A chilling yet appropriately tempered and charismatic antidote to your archetypal seasonal fare, Kurbaan is a gripping white knuckle ride that turns at all the right places for the ultimate thrill ride.
I really wasn’t looking forward to a movie which seemed to be more style than substance, and surely a vanity vehicle for real life lovers Khan and Kapoor, but this was a pleasant albeit unexpected surprise. Kurbaan (Sacrificed) tells the story of young love, set against a backdrop of global terrorism.
Avantika (Kapoor) returns to her home town of Delhi from the USA after her father suffers a heart attack. Whilst back, she encounters charming university professor Ehsaan (Khan) and after some relentless pursuing from the charismatic professor, gives into his requests for coffee, and thereafter a little more. Avantika’s father is far from au fait with the relationship, what with her being from a Hindu background, and him being a Muslim.
The couple return to the States as man and wife, and set up home there after both secure jobs lecturing at a University. Having moved into a conservative Asian neighbourhood, they slowly get acquainted with the locals. A distress call comes in the form of one of the neighbours telling Avantika she’s in grave danger, and needs to pass on a message to a friend conveying the same. It’s all a bit intriguing, and as Avantika soon finds out, nothing is quite as it seems…
Kurbaan is a valiant attempt at looking at terrorism and its many facets from multiple viewpoints, most poignantly that of the so-called ‘terrorist’. We see a microcosm of the feeling from the perspective of both transient Muslims and young Americans. It puts across opinions without being preachy, bringing some realism and depth to the phenomenon of suicide bombers, sleepers and ‘the cause’ with some sensitivity.
The writer of the awesome Rang De Basanti makes an assured directorial debut with this movie, with a balanced screenplay and a welcome sense of realism. It doesn’t shy away from tackling tricky topics such as inter-faith marriages, Islamophobia and western foreign policy with perspective and agility. It also boasts great visuals, a stunning background score, and great performances from its leads. Vivek Oberoi is a revelation as the news reporter, while Khan and Kapoor have great chemistry. There’s a lot of sizzle as Kapoor gets her kit off, and Khan ravages her on (& off) screen… (allegedly).
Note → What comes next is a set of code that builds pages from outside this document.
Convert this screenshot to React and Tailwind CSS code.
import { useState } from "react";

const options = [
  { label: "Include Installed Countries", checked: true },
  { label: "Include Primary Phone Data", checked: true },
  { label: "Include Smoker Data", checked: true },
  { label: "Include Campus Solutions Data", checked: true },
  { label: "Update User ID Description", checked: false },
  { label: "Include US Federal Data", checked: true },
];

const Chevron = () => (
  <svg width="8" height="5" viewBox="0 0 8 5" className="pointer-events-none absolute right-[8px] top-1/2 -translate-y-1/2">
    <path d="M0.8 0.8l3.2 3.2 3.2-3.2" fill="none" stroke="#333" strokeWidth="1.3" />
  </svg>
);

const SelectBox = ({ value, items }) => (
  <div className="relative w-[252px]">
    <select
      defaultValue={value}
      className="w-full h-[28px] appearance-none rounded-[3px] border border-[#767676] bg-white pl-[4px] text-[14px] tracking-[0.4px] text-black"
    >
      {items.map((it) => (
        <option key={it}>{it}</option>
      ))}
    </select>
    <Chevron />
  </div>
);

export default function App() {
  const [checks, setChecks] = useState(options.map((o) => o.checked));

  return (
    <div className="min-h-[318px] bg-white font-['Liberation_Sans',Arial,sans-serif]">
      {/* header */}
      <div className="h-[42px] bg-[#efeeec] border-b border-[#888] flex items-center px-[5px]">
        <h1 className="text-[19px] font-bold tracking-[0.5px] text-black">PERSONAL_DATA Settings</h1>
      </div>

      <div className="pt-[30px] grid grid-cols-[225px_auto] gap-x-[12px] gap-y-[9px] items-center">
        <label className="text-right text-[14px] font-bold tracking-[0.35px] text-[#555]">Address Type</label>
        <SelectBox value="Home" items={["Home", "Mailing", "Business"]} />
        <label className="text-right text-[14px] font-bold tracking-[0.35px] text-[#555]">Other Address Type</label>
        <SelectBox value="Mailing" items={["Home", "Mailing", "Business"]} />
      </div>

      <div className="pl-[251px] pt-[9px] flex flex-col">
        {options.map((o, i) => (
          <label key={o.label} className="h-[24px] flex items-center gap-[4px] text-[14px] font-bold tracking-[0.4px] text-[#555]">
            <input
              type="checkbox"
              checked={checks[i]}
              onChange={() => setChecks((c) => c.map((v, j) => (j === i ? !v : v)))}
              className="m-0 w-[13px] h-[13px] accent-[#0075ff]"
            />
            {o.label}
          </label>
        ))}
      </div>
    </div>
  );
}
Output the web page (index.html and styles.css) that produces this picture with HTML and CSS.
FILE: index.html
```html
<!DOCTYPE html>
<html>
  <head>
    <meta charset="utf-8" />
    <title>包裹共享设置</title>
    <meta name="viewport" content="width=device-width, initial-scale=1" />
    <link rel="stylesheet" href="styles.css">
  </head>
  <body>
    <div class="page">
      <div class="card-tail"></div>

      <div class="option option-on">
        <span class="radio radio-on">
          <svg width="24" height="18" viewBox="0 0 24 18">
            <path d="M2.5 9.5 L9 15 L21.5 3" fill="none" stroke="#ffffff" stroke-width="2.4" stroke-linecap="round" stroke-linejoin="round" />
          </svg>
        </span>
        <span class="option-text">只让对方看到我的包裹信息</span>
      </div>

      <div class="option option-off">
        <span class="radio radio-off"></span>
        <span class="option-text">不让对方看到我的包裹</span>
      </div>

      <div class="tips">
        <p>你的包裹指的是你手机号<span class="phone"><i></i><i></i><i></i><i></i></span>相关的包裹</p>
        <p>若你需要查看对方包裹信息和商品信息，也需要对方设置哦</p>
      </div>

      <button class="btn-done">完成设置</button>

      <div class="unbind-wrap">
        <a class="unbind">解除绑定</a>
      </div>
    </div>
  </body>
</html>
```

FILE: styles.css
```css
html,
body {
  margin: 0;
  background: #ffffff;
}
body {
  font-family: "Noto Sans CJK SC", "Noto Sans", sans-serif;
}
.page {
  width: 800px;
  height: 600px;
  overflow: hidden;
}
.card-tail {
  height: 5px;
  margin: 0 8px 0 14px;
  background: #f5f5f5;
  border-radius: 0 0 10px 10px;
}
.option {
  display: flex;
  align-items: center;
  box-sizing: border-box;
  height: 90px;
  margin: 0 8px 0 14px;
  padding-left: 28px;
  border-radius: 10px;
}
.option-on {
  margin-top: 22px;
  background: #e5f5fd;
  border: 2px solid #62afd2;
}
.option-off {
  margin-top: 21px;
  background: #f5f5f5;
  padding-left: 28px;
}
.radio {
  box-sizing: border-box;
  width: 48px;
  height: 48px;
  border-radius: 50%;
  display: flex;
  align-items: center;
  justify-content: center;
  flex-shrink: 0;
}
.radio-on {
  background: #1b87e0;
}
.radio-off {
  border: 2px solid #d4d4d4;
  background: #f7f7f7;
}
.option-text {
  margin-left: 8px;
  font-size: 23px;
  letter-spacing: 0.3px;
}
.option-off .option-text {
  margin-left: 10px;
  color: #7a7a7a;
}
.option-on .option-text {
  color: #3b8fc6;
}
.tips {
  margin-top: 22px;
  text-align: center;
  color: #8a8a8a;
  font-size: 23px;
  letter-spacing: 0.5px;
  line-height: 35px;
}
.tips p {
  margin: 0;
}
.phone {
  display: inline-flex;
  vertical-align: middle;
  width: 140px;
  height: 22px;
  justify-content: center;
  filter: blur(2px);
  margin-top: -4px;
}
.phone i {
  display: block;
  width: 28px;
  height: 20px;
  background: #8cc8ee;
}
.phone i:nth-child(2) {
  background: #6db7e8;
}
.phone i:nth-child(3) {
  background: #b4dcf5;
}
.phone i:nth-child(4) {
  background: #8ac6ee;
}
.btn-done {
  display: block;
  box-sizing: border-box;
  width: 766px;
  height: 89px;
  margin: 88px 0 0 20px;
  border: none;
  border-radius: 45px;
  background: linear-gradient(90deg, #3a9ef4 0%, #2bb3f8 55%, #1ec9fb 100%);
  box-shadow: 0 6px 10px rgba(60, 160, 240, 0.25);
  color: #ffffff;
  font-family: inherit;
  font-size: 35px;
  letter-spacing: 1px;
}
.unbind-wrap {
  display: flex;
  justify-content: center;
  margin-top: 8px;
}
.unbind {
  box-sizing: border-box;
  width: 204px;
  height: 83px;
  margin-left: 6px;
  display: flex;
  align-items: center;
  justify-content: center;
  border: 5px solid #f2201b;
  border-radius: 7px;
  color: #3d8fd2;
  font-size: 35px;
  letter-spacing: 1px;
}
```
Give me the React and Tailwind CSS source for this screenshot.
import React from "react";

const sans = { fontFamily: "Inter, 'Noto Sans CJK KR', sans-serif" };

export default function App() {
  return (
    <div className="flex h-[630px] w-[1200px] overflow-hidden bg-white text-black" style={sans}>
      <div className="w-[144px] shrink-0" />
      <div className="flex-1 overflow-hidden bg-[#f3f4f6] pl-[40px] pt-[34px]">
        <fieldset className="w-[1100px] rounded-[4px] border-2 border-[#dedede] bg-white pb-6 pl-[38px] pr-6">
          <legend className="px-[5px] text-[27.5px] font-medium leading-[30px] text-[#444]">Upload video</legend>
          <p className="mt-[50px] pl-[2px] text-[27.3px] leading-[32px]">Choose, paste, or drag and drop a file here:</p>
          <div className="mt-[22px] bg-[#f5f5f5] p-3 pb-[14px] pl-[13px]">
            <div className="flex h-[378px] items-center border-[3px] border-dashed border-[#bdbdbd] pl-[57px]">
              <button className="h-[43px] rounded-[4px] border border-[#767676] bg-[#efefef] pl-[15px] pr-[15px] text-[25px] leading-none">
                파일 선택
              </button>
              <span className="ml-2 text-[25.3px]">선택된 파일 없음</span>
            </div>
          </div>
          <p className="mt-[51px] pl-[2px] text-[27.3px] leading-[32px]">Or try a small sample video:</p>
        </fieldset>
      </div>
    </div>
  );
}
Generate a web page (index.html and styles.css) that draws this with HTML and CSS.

Where it really succeeds is in not taking the audience for a dunce, and therein letting the characters breathe… more realism, and less (Bollywood) pantomime. Technically sound, the treatment is on par with any major Hollywood movie. If you’re not into the whole song and dance shebang, try this out as it’s a gritty and intelligent thriller with some truly haunting moments. To call this Bollywood would be insulting, as it is anything but.